Nature Index 2016 Australia and New Zealand supplement names Melbourne and Sydney as leading hotspots for innovation in Australia

    According to the Nature Index, Melbourne was Australia’s leading city in terms of high-quality science output in 2015, followed by Sydney. The index also shows that Brisbane saw the fastest growth in output between 2012 and 2015, and is home to the highest-placed institution in Australia, The University of Queensland (UQ), which made the largest contribution by share of authorship to high-quality papers than any other institution last year.
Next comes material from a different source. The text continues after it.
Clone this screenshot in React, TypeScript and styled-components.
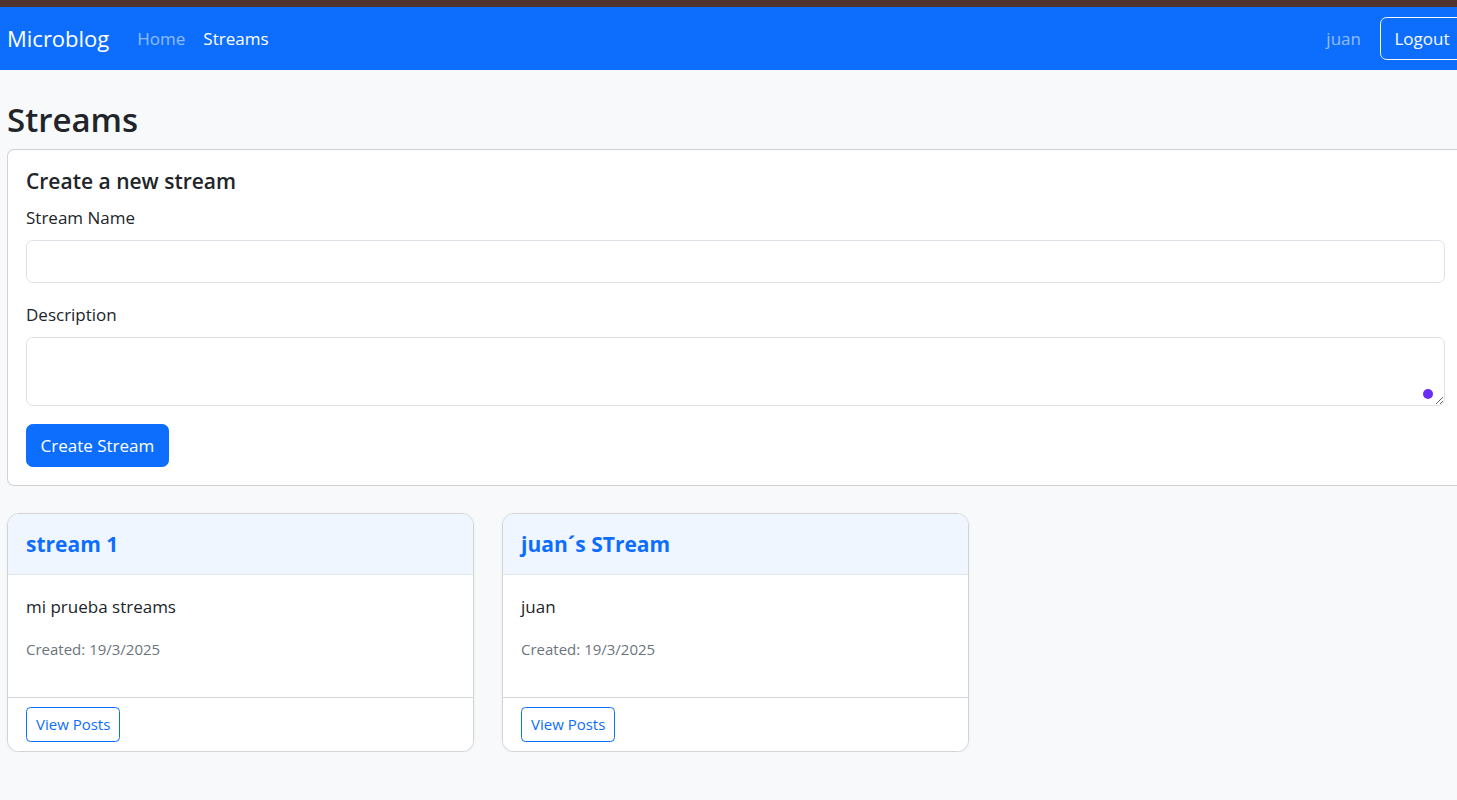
import React from "react";
import styled, { createGlobalStyle } from "styled-components";

const GlobalStyle = createGlobalStyle`
  html, body {
    margin: 0;
    padding: 0;
    overflow-x: hidden;
    background: #f8f9fa;
  }
  body {
    font-family: "Open Sans", "Noto Sans", "Liberation Sans", sans-serif;
    font-size: 17px;
    line-height: 27px;
    color: #212529;
  }
  *, *::before, *::after { box-sizing: border-box; }
`;

const TopStrip = styled.div`
  height: 7px;
  background: #4f332e;
`;

const Navbar = styled.nav`
  background: #0d6efd;
  padding: 9px 0;
`;

const NavInner = styled.div`
  width: 1457px;
  margin-left: 7px;
  display: flex;
  align-items: center;
`;

const Brand = styled.a`
  font-size: 22px;
  line-height: 33.75px;
  padding: 5.6px 0;
  margin-right: 19px;
  color: #fff;
  text-decoration: none;
`;

const NavLink = styled.a<{ $active?: boolean }>`
  display: block;
  padding: 9px;
  color: ${(p) => (p.$active ? "#fff" : "rgba(255,255,255,0.55)")};
  text-decoration: none;
`;

const NavRight = styled.div`
  margin-left: auto;
  display: flex;
  align-items: center;
  gap: 10px;
`;

const OutlineLightButton = styled.button`
  font: inherit;
  padding: 7px 13.5px;
  border: 1px solid #f8f9fa;
  color: #f8f9fa;
  background: transparent;
  border-radius: 6.75px;
`;

const Main = styled.main`
  width: 1457px;
  margin-left: 7px;
  padding-top: 28px;
`;

const PageTitle = styled.h1`
  margin: 0 0 8px;
  font-size: 33px;
  line-height: 43px;
  font-weight: 600;
`;

const FormCard = styled.section`
  background: #fff;
  border: 1px solid rgba(0, 0, 0, 0.175);
  border-radius: 7px;
  padding: 18px;
  margin-bottom: 27px;
`;

const FormTitle = styled.h5`
  margin: 0 0 9px;
  font-size: 21px;
  line-height: 27px;
  font-weight: 600;
`;

const FormGroup = styled.div`
  margin-bottom: 18px;
  position: relative;
`;

const Label = styled.label`
  display: block;
  margin-bottom: 9px;
`;

const Input = styled.input`
  display: block;
  width: 100%;
  font: inherit;
  padding: 6.75px 13.5px;
  border: 1px solid #dee2e6;
  border-radius: 6.75px;
  background: #fff;
  color: #212529;
  outline: none;
`;

const TextArea = styled.textarea`
  display: block;
  width: 100%;
  height: 69px;
  font: inherit;
  padding: 6.75px 13.5px;
  border: 1px solid #dee2e6;
  border-radius: 6.75px;
  background: #fff;
  color: #212529;
  outline: none;
  resize: vertical;
`;

const ExtensionDot = styled.span`
  position: absolute;
  right: 12px;
  bottom: 7px;
  width: 10px;
  height: 10px;
  border-radius: 50%;
  background: #6b2cf5;
`;

const PrimaryButton = styled.button`
  font: inherit;
  padding: 7px 13.5px;
  background: #0d6efd;
  border: 1px solid #0d6efd;
  color: #fff;
  border-radius: 6.75px;
`;

const CardGrid = styled.div`
  display: grid;
  grid-template-columns: repeat(3, 1fr);
  column-gap: 28px;
`;

const StreamCard = styled.article`
  background: #fff;
  border: 1px solid #d3d4d6;
  border-radius: 12px;
  overflow: hidden;
  display: flex;
  flex-direction: column;
  box-shadow: 0 1px 3px rgba(0, 0, 0, 0.06);
`;

const CardHeader = styled.header`
  background: #eff6ff;
  border-bottom: 1px solid #dfe7f1;
  padding: 17px 18px 16px;
`;

const CardTitle = styled.h5`
  margin: 0;
  font-size: 21px;
  line-height: 27px;
  font-weight: 700;
  color: #0d6efd;
`;

const CardBody = styled.div`
  padding: 18px;
  flex: 1;
`;

const CardText = styled.p`
  margin: 0 0 18px;
`;

const CreatedText = styled.p`
  margin: 0 0 18px;
  font-size: 15px;
  line-height: 23px;
  color: #6c757d;
`;

const CardFooter = styled.footer`
  border-top: 1px solid #d3d4d6;
  padding: 9px 18px;
  background: #fff;
`;

const SmallOutlineButton = styled.button`
  font: inherit;
  font-size: 15px;
  line-height: 23px;
  padding: 5px 9px;
  color: #0d6efd;
  background: transparent;
  border: 1px solid #0d6efd;
  border-radius: 4.5px;
`;

const streams = [
  { name: "stream 1", description: "mi prueba streams", created: "19/3/2025" },
  { name: "juan´s STream", description: "juan", created: "19/3/2025" },
];

export default function App() {
  return (
    <>
      <GlobalStyle />
      <TopStrip />
      <Navbar>
        <NavInner>
          <Brand href="#">Microblog</Brand>
          <NavLink href="#">Home</NavLink>
          <NavLink href="#" $active>
            Streams
          </NavLink>
          <NavRight>
            <NavLink as="span">juan</NavLink>
            <OutlineLightButton>Logout</OutlineLightButton>
          </NavRight>
        </NavInner>
      </Navbar>
      <Main>
        <PageTitle>Streams</PageTitle>
        <FormCard>
          <FormTitle>Create a new stream</FormTitle>
          <FormGroup>
            <Label htmlFor="name">Stream Name</Label>
            <Input id="name" type="text" />
          </FormGroup>
          <FormGroup>
            <Label htmlFor="desc">Description</Label>
            <TextArea id="desc" rows={2} />
            <ExtensionDot />
          </FormGroup>
          <PrimaryButton>Create Stream</PrimaryButton>
        </FormCard>
        <CardGrid>
          {streams.map((s) => (
            <StreamCard key={s.name}>
              <CardHeader>
                <CardTitle>{s.name}</CardTitle>
              </CardHeader>
              <CardBody>
                <CardText>{s.description}</CardText>
                <CreatedText>Created: {s.created}</CreatedText>
              </CardBody>
              <CardFooter>
                <SmallOutlineButton>View Posts</SmallOutlineButton>
              </CardFooter>
            </StreamCard>
          ))}
        </CardGrid>
      </Main>
    </>
  );
}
Overall, Australia’s high-quality research output has grown considerably, up by 10% in just three years, placing it 12th in the index’s global standings.
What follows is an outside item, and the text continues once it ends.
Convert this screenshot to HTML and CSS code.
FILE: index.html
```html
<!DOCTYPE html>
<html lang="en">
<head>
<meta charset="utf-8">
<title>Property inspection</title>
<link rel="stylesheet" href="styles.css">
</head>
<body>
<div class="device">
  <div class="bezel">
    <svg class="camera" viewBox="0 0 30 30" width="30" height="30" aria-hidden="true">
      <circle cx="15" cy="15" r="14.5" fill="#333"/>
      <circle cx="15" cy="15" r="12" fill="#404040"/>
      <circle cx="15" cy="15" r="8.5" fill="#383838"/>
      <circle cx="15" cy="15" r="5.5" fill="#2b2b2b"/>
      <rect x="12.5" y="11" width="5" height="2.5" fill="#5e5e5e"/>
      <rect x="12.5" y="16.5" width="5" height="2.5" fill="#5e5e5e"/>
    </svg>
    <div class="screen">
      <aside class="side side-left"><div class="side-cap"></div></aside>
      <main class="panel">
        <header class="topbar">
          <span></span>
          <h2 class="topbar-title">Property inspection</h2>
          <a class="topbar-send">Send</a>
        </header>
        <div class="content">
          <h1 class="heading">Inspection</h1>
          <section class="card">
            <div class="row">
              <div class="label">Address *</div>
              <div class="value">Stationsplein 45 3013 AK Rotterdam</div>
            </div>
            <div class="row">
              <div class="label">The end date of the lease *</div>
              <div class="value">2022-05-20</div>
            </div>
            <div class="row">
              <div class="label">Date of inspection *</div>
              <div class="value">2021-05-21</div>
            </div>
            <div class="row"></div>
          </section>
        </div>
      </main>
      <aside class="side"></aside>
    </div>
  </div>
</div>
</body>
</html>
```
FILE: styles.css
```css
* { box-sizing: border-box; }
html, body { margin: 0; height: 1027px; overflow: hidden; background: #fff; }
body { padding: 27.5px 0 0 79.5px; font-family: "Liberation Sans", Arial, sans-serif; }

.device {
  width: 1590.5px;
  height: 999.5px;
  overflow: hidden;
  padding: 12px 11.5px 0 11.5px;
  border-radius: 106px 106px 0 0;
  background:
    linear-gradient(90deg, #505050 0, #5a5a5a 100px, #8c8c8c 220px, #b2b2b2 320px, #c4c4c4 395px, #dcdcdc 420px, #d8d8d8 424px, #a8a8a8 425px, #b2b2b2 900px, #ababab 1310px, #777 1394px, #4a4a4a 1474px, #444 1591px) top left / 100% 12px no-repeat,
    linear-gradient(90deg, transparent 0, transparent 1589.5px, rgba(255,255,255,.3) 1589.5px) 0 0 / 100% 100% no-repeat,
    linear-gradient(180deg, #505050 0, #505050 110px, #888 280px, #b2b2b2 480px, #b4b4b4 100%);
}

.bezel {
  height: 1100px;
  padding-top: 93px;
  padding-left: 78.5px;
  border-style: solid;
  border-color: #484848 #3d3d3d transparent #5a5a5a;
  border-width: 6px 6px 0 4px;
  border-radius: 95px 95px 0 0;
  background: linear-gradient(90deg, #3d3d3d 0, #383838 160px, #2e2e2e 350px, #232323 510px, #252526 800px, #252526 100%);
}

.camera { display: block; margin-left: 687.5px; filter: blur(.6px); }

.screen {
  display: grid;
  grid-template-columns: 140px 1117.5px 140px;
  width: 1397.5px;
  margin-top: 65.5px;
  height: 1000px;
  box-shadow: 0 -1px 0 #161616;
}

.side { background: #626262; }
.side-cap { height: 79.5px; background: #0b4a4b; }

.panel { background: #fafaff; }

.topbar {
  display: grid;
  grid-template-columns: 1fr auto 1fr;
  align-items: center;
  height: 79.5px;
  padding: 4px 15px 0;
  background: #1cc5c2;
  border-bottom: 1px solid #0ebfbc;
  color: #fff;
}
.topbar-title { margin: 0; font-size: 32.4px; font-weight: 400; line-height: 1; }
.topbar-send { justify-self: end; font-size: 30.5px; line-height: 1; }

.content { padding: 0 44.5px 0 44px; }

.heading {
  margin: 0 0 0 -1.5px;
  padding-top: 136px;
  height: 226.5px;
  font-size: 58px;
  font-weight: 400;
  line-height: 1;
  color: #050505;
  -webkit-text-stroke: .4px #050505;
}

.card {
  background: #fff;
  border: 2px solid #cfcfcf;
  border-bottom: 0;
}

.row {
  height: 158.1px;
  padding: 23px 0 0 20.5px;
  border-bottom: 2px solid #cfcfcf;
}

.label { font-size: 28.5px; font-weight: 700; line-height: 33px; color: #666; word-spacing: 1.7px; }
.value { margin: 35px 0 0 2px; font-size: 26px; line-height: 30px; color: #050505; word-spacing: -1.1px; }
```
    The Nature Index 2016 Australia and New Zealand supplement examines how these Antipodean neighbours compete on the global stage in producing high-quality research publications, and highlights the cities and institutions that are the epicentres of the region’s scientific endeavour and collaboration. It uses the power of the Nature Index, which tracks the high-quality research of more than 8,000 global institutions, and assesses the top 30 leading Australian institutions in the index in 2015 by their contribution to 68 high-quality journals. (See ‘About the Nature Index’ for full definitions of measures.)

    83 of Melbourne’s institutions published in the 68 journals selected for inclusion in the Nature Index, compared to 50 from Sydney. Melbourne also had the most research partnerships between institutions within the city (city-to-city research partnerships), elevating it into the world’s top 10 ranked cities by this measure. In Sydney’s case, its strength in the physical sciences is found to be fuelling an expanding science ecosystem. Major research hubs focused on quantum computing and nanoscience have been strengthened by the addition of new labs in 2016, which, together with prowess in other disciplines such as astrophysics and photonics, offer promise for lucrative new industries.

    Brisbane is bidding to break its southerly neighbours’ hold at the top of the index’s tables. Its output has grown faster than any other city in the past three years, largely due to its strength in the life sciences. The Queensland capital has benefited from state investment of $3.4 billion in research capacity over the last decade that has attracted and retained talented young scientists.

    Joining UQ in the top 10 are Monash University (second) and The University of Melbourne (fourth) from Victoria, Australian National University (third), and two institutions from New South Wales: University of New South Wales (fifth) and The University of Sydney (sixth). The Universities of Western Australia and Adelaide are eight and ninth respectively, and Curtin University in Perth – tipped as a rising star by the Nature Index in July this year – is tenth.

    “The index’s data illustrate that Australia’s high-quality research output is increasingly being driven by these hotspots of innovation, like in Melbourne and Sydney, where institutions are clustered together and can collaborate easily,” said David Swinbanks, founder of the Nature Index.

    The Nature Index 2016 Australia and New Zealand supplement also found that New Zealand is taking full advantage of its unique geology and natural environment to produce high-quality research, lifting the island nation of 4.5 million people alongside much larger countries in the global standings. Overall, it is 30th in the index’s global tables, but climbs to 15th when measuring output in Earth and environmental sciences.

    “The index shows that many of New Zealand’s research strengths are rooted in the benefits and challenges of its position on the globe. University of Otago, on the seismically active South Island, is a leader in tectonic research, and New Zealand’s proximity to Antarctica has also led to its impressive performance in climate science, work that Victoria University of Wellington has been at the forefront of for decades. For the University of Auckland, our data show that it excels in the life sciences, including drug discovery and bioengineering,” added Dr Swinbanks.